Maintaining a minimum cash balance is a fundamental requirement for many consumer bank accounts, including traditional checking and savings products. This requirement is essentially a contractual obligation between the account holder and the financial institution.

Banks implement these cash floors to ensure the account remains profitable and to cover operational overhead. This practice offsets administrative expenses, such as processing transactions and managing branch infrastructure. By requiring a minimum balance, the bank secures a pool of low-cost funds it can lend or invest.

Required Minimum Balance

A required minimum balance is the lowest amount of money a customer must keep in a deposit account to avoid certain fees or qualify for specific benefits. This cash level is stipulated in the account disclosure documents provided to the customer upon opening the account. The specific threshold varies widely by bank and account type, ranging from a few hundred dollars for basic checking accounts to several thousand for premium products.

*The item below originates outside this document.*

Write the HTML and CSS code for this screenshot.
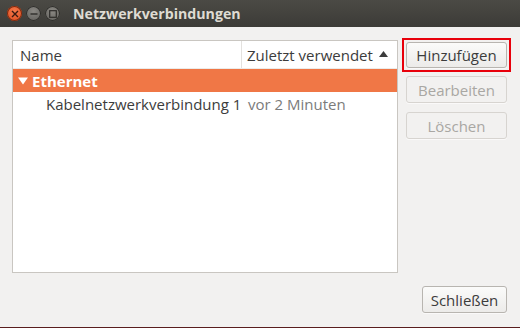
FILE: index.html
```html
<!DOCTYPE html>
<html lang="de">
<head>
  <meta charset="UTF-8">
  <title>Netzwerkverbindungen</title>
  <link rel="stylesheet" href="styles.css">
</head>
<body>
  <div class="window">
    <div class="titlebar">
      <div class="controls">
        <span class="ctl close">
          <svg width="8" height="8" viewBox="0 0 8 8"><path d="M1 1L7 7M7 1L1 7" stroke="#3a1a10" stroke-width="1.4"/></svg>
        </span>
        <span class="ctl">
          <svg width="8" height="8" viewBox="0 0 8 8"><path d="M0.5 4H7.5" stroke="#2e2d2a" stroke-width="1.4"/></svg>
        </span>
        <span class="ctl">
          <svg width="8" height="8" viewBox="0 0 8 8"><rect x="0.7" y="0.7" width="6.6" height="6.6" fill="none" stroke="#2e2d2a" stroke-width="1.2"/></svg>
        </span>
      </div>
      <div class="title">Netzwerkverbindungen</div>
    </div>

    <div class="body">
      <div class="main">
        <div class="tree">
          <div class="tree-head">
            <div class="col-name">Name</div>
            <div class="col-used">
              Zuletzt verwendet
              <svg class="sort" width="9" height="6" viewBox="0 0 9 6"><path d="M0 6H9L4.5 0Z" fill="#3c3c3c"/></svg>
            </div>
          </div>
          <div class="row group">
            <span class="expander">
              <svg width="10" height="8" viewBox="0 0 10 8"><path d="M0 0.5H10L5 7.5Z" fill="#fff"/></svg>
            </span>
            Ethernet
          </div>
          <div class="row child">
            <span class="conn-name">Kabelnetzwerkverbindung 1</span>
            <span class="conn-used">vor 2 Minuten</span>
          </div>
        </div>

        <div class="side">
          <div class="focus-mark">
            <button class="btn">Hinzufügen</button>
          </div>
          <button class="btn" disabled>Bearbeiten</button>
          <button class="btn delete" disabled>Löschen</button>
        </div>
      </div>

      <div class="footer">
        <button class="btn close-btn">Schließen</button>
      </div>
    </div>
  </div>
</body>
</html>
```

FILE: styles.css
```css
body {
  margin: 0;
  font-family: 'Open Sans', 'Noto Sans', sans-serif;
  font-size: 15px;
  color: #3c3c3c;
  background: #f2f1f0;
}

.window {
  width: 520px;
  height: 328px;
  display: flex;
  flex-direction: column;
  background: #f2f1f0;
  border-bottom: 1px solid #5a1e1e;
  box-sizing: border-box;
}

.titlebar {
  height: 27px;
  display: flex;
  align-items: center;
  background: linear-gradient(#4b4a45, #3c3b37);
  flex-shrink: 0;
}

.controls {
  display: flex;
  gap: 4px;
  padding-left: 7px;
}

.ctl {
  width: 15px;
  height: 15px;
  border-radius: 50%;
  background: radial-gradient(circle at 50% 35%, #8a8883, #5d5c58);
  box-shadow: inset 0 0 0 1px #2f2e2b;
  display: flex;
  align-items: center;
  justify-content: center;
}

.ctl.close {
  background: radial-gradient(circle at 50% 35%, #f5784a, #dc4a1c);
  box-shadow: inset 0 0 0 1px #7a2a10;
}

.title {
  margin-left: 13px;
  color: #dfdbd2;
  font-weight: bold;
  font-size: 14.2px;
}

.body {
  flex: 1;
  display: flex;
  flex-direction: column;
  padding: 13px 13px 14px 12px;
}

.main {
  flex: 1;
  display: flex;
  gap: 8px;
}

.tree {
  width: 385px;
  height: 231px;
  border: 1px solid #c9c6c1;
  background: #fff;
}

.tree-head {
  display: flex;
  height: 27px;
  align-items: center;
  border-bottom: 1px solid #ecebe9;
}

.col-name {
  width: 229px;
  padding-left: 7px;
  box-sizing: border-box;
  height: 100%;
  display: flex;
  align-items: center;
  border-right: 1px solid #e3e1de;
}

.col-used {
  padding-left: 5px;
  display: flex;
  align-items: center;
}

.sort {
  margin-left: 6px;
  margin-top: -2px;
}

.row {
  height: 23px;
  display: flex;
  align-items: center;
}

.group {
  background: #f07746;
  color: #fff;
  font-weight: bold;
}

.expander {
  display: flex;
  padding: 0 4px 0 5px;
}

.child {
  padding-left: 33px;
}

.conn-name {
  width: 202px;
}

.conn-used {
  color: #7b7b7b;
}

.side {
  display: flex;
  flex-direction: column;
  gap: 8px;
  padding-top: 2px;
}

.focus-mark {
  margin: -4px;
  padding: 2px;
  border: 2px solid #e8000b;
  display: flex;
}

.btn {
  font-family: inherit;
  font-size: 15px;
  color: #3c3c3c;
  width: 101px;
  height: 26px;
  padding: 0;
  border: 1px solid #b8b5b0;
  border-radius: 3px;
  background: linear-gradient(#fbfbfa, #ecebe9);
  box-shadow: 0 1px 0 rgba(255, 255, 255, 0.6);
}

.btn:disabled {
  color: #a9a7a3;
  border-color: #d7d4d0;
  background: #f2f1f0;
  height: 27px;
}

.delete {
  margin-top: 1px;
}

.footer {
  display: flex;
  justify-content: flex-end;
}

.close-btn {
  width: 85px;
  height: 27px;
}
```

Failure to meet this requirement typically results in the assessment of a monthly service charge. This minimum balance is distinct from regulatory reserves the bank must hold against deposits.

Calculation Methods for Minimum Balances

Financial institutions use two main methods to determine if the minimum balance requirement has been met over a specific statement cycle. Understanding the calculation method is critical for consumers aiming to avoid maintenance fees.

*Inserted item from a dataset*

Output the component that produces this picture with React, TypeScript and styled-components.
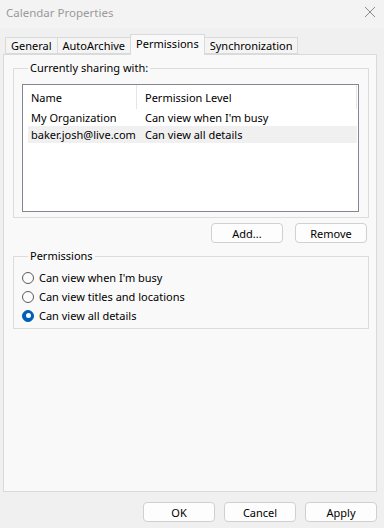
import React from "react";
import styled, { createGlobalStyle } from "styled-components";

const GlobalStyle = createGlobalStyle`
  html, body { margin: 0; padding: 0; background: #f0f0f0; }
  * { box-sizing: border-box; }
  body { font-family: "Noto Sans", "Liberation Sans", sans-serif; font-size: 11px; color: #1a1a1a; }
`;

const Window = styled.div`
  width: 384px;
  height: 528px;
  display: flex;
  flex-direction: column;
  background: #f0f0f0;
  overflow: hidden;
`;

const TitleBar = styled.div`
  height: 28px;
  flex: none;
  display: flex;
  align-items: center;
  justify-content: space-between;
  padding: 0 8px 4px 6px;
  background: #f3f3f3;
  color: #9a9a9a;
  font-size: 11.5px;
`;

const CloseIcon = () => (
  <svg width="12" height="12" viewBox="0 0 12 12">
    <path d="M1 1 L11 11 M11 1 L1 11" stroke="#8a8a8a" strokeWidth="1" fill="none" />
  </svg>
);

const TabStrip = styled.div`
  height: 26px;
  flex: none;
  display: flex;
  align-items: flex-end;
  padding-left: 5px;
`;

const Tab = styled.div<{ $active?: boolean }>`
  height: ${(p) => (p.$active ? "21px" : "17px")};
  margin-bottom: ${(p) => (p.$active ? "-1px" : "0")};
  margin-left: -1px;
  padding: ${(p) => (p.$active ? "0 5px 3px" : "0 5px")};
  position: relative;
  z-index: ${(p) => (p.$active ? 2 : 1)};
  display: flex;
  align-items: center;
  background: ${(p) => (p.$active ? "#f9f9f9" : "#f4f4f4")};
  border: 1px solid #dadada;
  border-bottom: ${(p) => (p.$active ? "none" : "1px solid #dadada")};
  white-space: nowrap;
  color: #000;
  &:first-child { margin-left: 0; }
`;

const Panel = styled.div`
  flex: 1;
  margin: 0 7px 0 3px;
  border: 1px solid #dadada;
  background: #f9f9f9;
  padding: 5px 7px 0 9px;
  display: flex;
  flex-direction: column;
`;

const Group = styled.fieldset<{ $pt: number; $pb: number }>`
  margin: 0;
  border: 1px solid #dcdcdc;
  padding: ${(p) => p.$pt}px 8px ${(p) => p.$pb}px 8px;
  min-width: 0;
`;

const Legend = styled.legend`
  padding: 0 2px;
  margin-left: 6px;
  line-height: 16px;
  color: #000;
`;

const List = styled.div`
  height: 128px;
  margin-right: 1px;
  border: 1px solid #828790;
  background: #fff;
  display: flex;
  flex-direction: column;
`;

const HeaderRow = styled.div`
  height: 24px;
  display: grid;
  grid-template-columns: 114px 220px;
  flex: none;
`;

const HeaderCell = styled.div`
  display: flex;
  align-items: center;
  padding-left: 8px;
  border-right: 1px solid #e5e5e5;
  color: #000;
`;

const Row = styled.div<{ $selected?: boolean }>`
  height: 17px;
  margin: 0 1px 0 5px;
  display: grid;
  grid-template-columns: 109px 1fr;
  align-items: center;
  background: ${(p) => (p.$selected ? "#f0f0f0" : "transparent")};
  color: #000;
`;

const Cell = styled.div`
  padding-left: 3px;
  white-space: nowrap;
`;

const Cell2 = styled.div`
  padding-left: 8px;
  white-space: nowrap;
`;

const ButtonRow = styled.div<{ $gap: number }>`
  display: flex;
  justify-content: flex-end;
  gap: ${(p) => p.$gap}px;
`;

const ListButtons = styled(ButtonRow)`
  margin: 5px 2px 5px 0;
`;

const Button = styled.button`
  width: 72px;
  height: 20px;
  padding: 0;
  border: 1px solid #d0d0d0;
  border-radius: 4px;
  background: #fdfdfd;
  font-family: inherit;
  font-size: 11px;
  color: #000;
  display: flex;
  align-items: center;
  justify-content: center;
`;

const RadioRow = styled.label`
  height: 19px;
  display: flex;
  align-items: center;
  gap: 5px;
  color: #000;
`;

const RadioCircle = styled.span<{ $checked?: boolean }>`
  width: 12px;
  height: 12px;
  border-radius: 50%;
  flex: none;
  border: 1px solid ${(p) => (p.$checked ? "#005fb8" : "#5c5c5c")};
  background: ${(p) => (p.$checked ? "#005fb8" : "#fbfbfb")};
  display: flex;
  align-items: center;
  justify-content: center;
  &::after {
    content: "";
    display: ${(p) => (p.$checked ? "block" : "none")};
    width: 5px;
    height: 5px;
    border-radius: 50%;
    background: #fff;
  }
`;

const Footer = styled.div`
  height: 36px;
  flex: none;
  padding: 10px 7px 0 0;
`;

const Radio = ({ label, checked }: { label: string; checked?: boolean }) => (
  <RadioRow>
    <RadioCircle $checked={checked} />
    {label}
  </RadioRow>
);

export default function App() {
  return (
    <>
      <GlobalStyle />
      <Window>
        <TitleBar>
          <span>Calendar Properties</span>
          <CloseIcon />
        </TitleBar>
        <TabStrip>
          <Tab>General</Tab>
          <Tab>AutoArchive</Tab>
          <Tab $active>Permissions</Tab>
          <Tab>Synchronization</Tab>
        </TabStrip>
        <Panel>
          <Group $pt={8} $pb={5}>
            <Legend>Currently sharing with:</Legend>
            <List>
              <HeaderRow>
                <HeaderCell>Name</HeaderCell>
                <HeaderCell>Permission Level</HeaderCell>
              </HeaderRow>
              <Row>
                <Cell>My Organization</Cell>
                <Cell2>Can view when I'm busy</Cell2>
              </Row>
              <Row $selected>
                <Cell>baker.josh@live.com</Cell>
                <Cell2>Can view all details</Cell2>
              </Row>
            </List>
          </Group>
          <ListButtons $gap={12}>
            <Button>Add...</Button>
            <Button>Remove</Button>
          </ListButtons>
          <Group $pt={4} $pb={3}>
            <Legend>Permissions</Legend>
            <Radio label="Can view when I'm busy" />
            <Radio label="Can view titles and locations" />
            <Radio label="Can view all details" checked />
          </Group>
        </Panel>
        <Footer>
          <ButtonRow $gap={9}>
            <Button>OK</Button>
            <Button>Cancel</Button>
            <Button>Apply</Button>
          </ButtonRow>
        </Footer>
      </Window>
    </>
  );
}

The Minimum Daily Balance method requires that the account balance never drop below the specified threshold on any single day of the statement cycle. This is the most restrictive method, as a single transaction that briefly dips the balance below the limit can trigger a fee. For example, if the required minimum is $1,500, the end-of-day balance must be at least $1,500 for every day of the period.

The Minimum Average Balance method is generally more flexible for the account holder. This calculation totals the end-of-day balances for every day in the statement cycle and then divides that sum by the number of days in the cycle. The resulting average must meet or exceed the required minimum balance.

Fees Associated with Non-Compliance

A failure to maintain the required minimum balance results in the application of a service charge, often referred to as a Monthly Maintenance Fee. These charges are defined in the account agreement and are typically assessed on the last day of the statement cycle.

The monthly maintenance fee generally falls in the range of $5 to $25, with premier accounts sometimes carrying higher penalties. The bank may also remove other account benefits, such as a higher Annual Percentage Yield (APY) or free services, when the minimum balance is not met. The Truth in Savings Act mandates that financial institutions clearly disclose all minimum balance requirements and associated fees.

Strategies for Waiving Minimum Balance Fees

Consumers have several actionable strategies to avoid the monthly maintenance fees, even if their cash flow makes maintaining a static balance difficult. A common fee-waiver criterion is establishing a recurring direct deposit into the account. Many banks will waive the fee if a customer’s paycheck or government benefit is automatically deposited, often requiring a minimum deposit amount like $500 per cycle.

Another effective strategy involves maintaining a linked account relationship with the institution. The bank may waive the fee if the customer holds a combined minimum balance across multiple accounts, such as a checking account, savings account, and linked investment account.

Some institutions also offer fee waivers for specific customer segments, including students, seniors, or active military members, regardless of the balance.

Compensating Balances

The term “Compensating Balance” describes a specialized form of minimum deposit distinct from the consumer minimum balance requirement. This concept is most prevalent in commercial banking and lending, specifically for business customers. A compensating balance is a required minimum deposit a borrower must maintain with the bank as a condition for receiving a loan or a line of credit.

This required balance, often set as a percentage of the loan amount, serves to increase the effective yield on the loan for the bank. The borrower is paying interest on the full loan amount while being unable to access the restricted compensating balance. This mechanism primarily lowers the bank’s lending risk and provides it with additional liquidity, rather than simply covering administrative costs.